Your setup makes more peak power, I'll give you that without even driving it. The pro tune certainly helps. But, you are revving the snot out of a motor with a 92 mm stroke to do it. Mazda did make a motor combo that peaked at 6800 rpm. But, they only built and sold that motor in a single sporty Protege model for the Japanese market. Every other car, including the Protege 5 and the MazdaSpeed Protege Turbo, utilizing that lower end made peak power at 6K or lower. That's how I came to my decision to keep the power band below 6K. Just because the factory made one model of car that peaks at 6800 doesn't mean it will run all day WOT at those kinda of rpms. Just ask a Honda racer. One thing this motor has on the Honda motors is it's not an open deck design.
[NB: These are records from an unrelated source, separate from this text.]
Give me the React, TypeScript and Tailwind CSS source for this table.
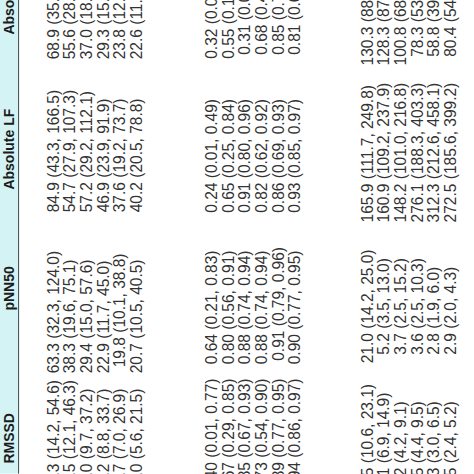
import React from "react";

const c0 = "w-[100px]";
const c1 = "w-[155px]";
const c2 = "w-[150px]";
const c3 = "w-[150px]";

function Cell({ num, rest, width, numW }: { num: string; rest: string; width: string; numW: string }) {
  return (
    <div className={`flex shrink-0 ${width}`}>
      <span className={`flex shrink-0 justify-end ${numW}`}>{num}</span>
      <span className="whitespace-pre">{" " + rest}</span>
    </div>
  );
}

type C = [string, string] | [string, string, string];

type Group = {
  mt: string;
  w: [string, string, string, string];
  rows: C[][];
};

const groups: Group[] = [
  {
    mt: "mt-[24.8px]",
    w: ["w-[10px]", "w-[30.5px]", "w-[36.5px]", "w-[39.5px]"],
    rows: [
      [["28.3", "(14.2, 54.6)"], ["63.3", "(32.3, 124.0)"], ["84.9", "(43.3, 166.5)"], ["68.9", "(35.2, 134.9)"]],
      [["22.5", "(12.1, 46.3)"], ["38.3", "(19.6, 75.1)"], ["54.7", "(27.9, 107.3)"], ["55.6", "(28.4, 108.9)"]],
      [["18.0", "(9.7, 37.2)"], ["29.4", "(15.0, 57.6)"], ["57.2", "(29.2, 112.1)"], ["37.0", "(18.9, 72.5)"]],
      [["16.2", "(8.8, 33.7)"], ["22.9", "(11.7, 45.0)"], ["46.9", "(23.9, 91.9)"], ["29.3", "(15.0, 57.4)"]],
      [["13.7", "(7.0, 26.9)"], ["19.8", "(10.1, 38.8)", "w-[36.5px]"], ["37.6", "(19.2, 73.7)"], ["23.8", "(12.2, 46.6)"]],
      [["11.0", "(5.6, 21.5)"], ["20.7", "(10.5, 40.5)"], ["40.2", "(20.5, 78.8)"], ["22.6", "(11.5, 44.3)"]],
    ],
  },
  {
    mt: "mt-[55.3px]",
    w: ["w-[11.5px]", "w-[39.5px]", "w-[36px]", "w-[40px]"],
    rows: [
      [["0.40", "(0.01, 0.77)"], ["0.64", "(0.21, 0.83)"], ["0.24", "(0.01, 0.49)"], ["0.32", "(0.02, 0.61)"]],
      [["0.67", "(0.29, 0.85)"], ["0.80", "(0.56, 0.91)"], ["0.65", "(0.25, 0.84)"], ["0.55", "(0.18, 0.80)"]],
      [["0.85", "(0.67, 0.93)"], ["0.88", "(0.74, 0.94)"], ["0.91", "(0.80, 0.96)"], ["0.31", "(0.02, 0.62)", "w-[44px]"]],
      [["0.73", "(0.54, 0.90)"], ["0.88", "(0.74, 0.94)"], ["0.82", "(0.62, 0.92)"], ["0.68", "(0.41, 0.86)", "w-[44px]"]],
      [["0.89", "(0.77, 0.95)"], ["0.91", "(0.79, 0.96)", "w-[43px]"], ["0.86", "(0.69, 0.93)"], ["0.85", "(0.71, 0.93)", "w-[44px]"]],
      [["0.94", "(0.86, 0.97)"], ["0.90", "(0.77, 0.95)"], ["0.93", "(0.85, 0.97)"], ["0.81", "(0.63, 0.91)", "w-[44px]"]],
    ],
  },
  {
    mt: "mt-[52.7px]",
    w: ["w-[6px]", "w-[40.5px]", "w-[35px]", "w-[42px]"],
    rows: [
      [["15.5", "(10.6, 23.1)"], ["21.0", "(14.2, 25.0)"], ["165.9", "(111.7, 249.8)"], ["130.3", "(88.4, 192.1)"]],
      [["10.1", "(6.9, 14.9)"], ["5.2", "(3.5, 13.0)"], ["160.9", "(109.2, 237.9)"], ["128.3", "(87.2, 188.9)"]],
      [["6.2", "(4.2, 9.1)"], ["3.7", "(2.5, 15.2)"], ["148.2", "(101.0, 216.8)"], ["100.8", "(68.5, 148.4)"]],
      [["6.5", "(4.4, 9.5)"], ["3.6", "(2.5, 10.3)"], ["276.1", "(188.3, 403.3)"], ["78.3", "(53.2, 115.3)"]],
      [["4.3", "(3.0, 6.5)"], ["2.8", "(1.9, 6.0)"], ["312.3", "(212.6, 458.1)"], ["58.8", "(39.9, 86.6)"]],
      [["3.5", "(2.4, 5.2)"], ["2.9", "(2.0, 4.3)"], ["272.5", "(185.6, 399.2)"], ["80.4", "(54.6, 118.4)"]],
    ],
  },
];

const widths = [c0, c1, c2, c3];

export default function App() {
  return (
    <div className="w-[474px] h-[474px] overflow-hidden bg-white font-['Liberation_Sans',Arial,sans-serif] text-[#333]">
      <div className="w-[474px] h-[447.17px] mt-[13.4px] -rotate-90 scale-y-[1.06]">
        {/* header row */}
        <div className="flex h-[17.93px] bg-[#d4f3f5] border-b-[1.9px] border-[#4d5557] text-[14px] leading-[16px] font-bold text-[#1c1c1c] whitespace-nowrap">
          <div className={`shrink-0 ${c0} pl-[10px]`}>RMSSD</div>
          <div className={`shrink-0 ${c1} pl-[63px]`}>pNN50</div>
          <div className={`shrink-0 ${c2} pl-[29px]`}>Absolute LF</div>
          <div className={`shrink-0 ${c3} pl-[34px]`}>Absolute HF</div>
        </div>
        {groups.map((g, gi) => (
          <div key={gi} className={`flex flex-col ${g.mt}`}>
            {g.rows.map((r, ri) => (
              <div key={ri} className="flex h-[15.66px] text-[15.5px] leading-[15.66px] whitespace-nowrap">
                {r.map((c, ci) => (
                  <Cell key={ci} num={c[0]} rest={c[1]} width={widths[ci]} numW={c[2] ?? g.w[ci]} />
                ))}
              </div>
            ))}
          </div>
        ))}
      </div>
    </div>
  );
}
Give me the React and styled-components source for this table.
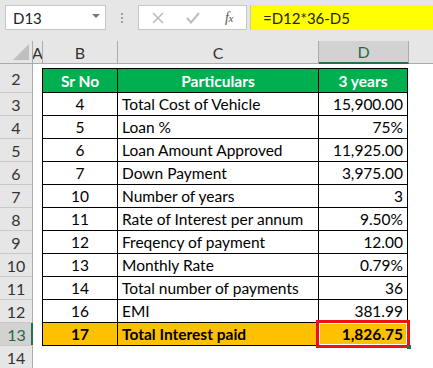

So, it's easier on head gaskets (if you keep the locating dowel in the right place, and temps appropriate). Besides, the FS-DE has a 92 mm stroke. It's a torque monster. So I built just that. Notice in our videos, we never used 2nd gear in even the tightest corners.
Speaking of lugging the motor, I still suggest wiring up the solenoid for those intake buttery fly valves. There's an output available on the microsquirt. I did some research a few years ago and they opened them around 4500 rpm. That means they will boost your torque/power in that critical 3000-4500 range. If you aren't dropping that low coming out of some of the tighter turns on the track, you are really thrashing on that motor and transmission.
I don't remember how much ignition advance I was running. But, I am pretty sure it was more than 17 degrees at peak torque (about 5K rpm). I do remember it was 12 degrees at idle. I left the fuel map fatter at WOT as well. I don't remember exactly. I bet it was more like 13.2-13.3. It was really rich at part throttle and idle sometimes. It depended if I bothered to clean it up after running the initial auto tune after swapping heads/motors/etc. I didn't cut fuel on decel. But, I did advance the ignition noticeably. That was a very cool trick I learned somewhere. It slowed the motor decel a little and eliminated stalling when you chopped the throttle harshly with the clutch in.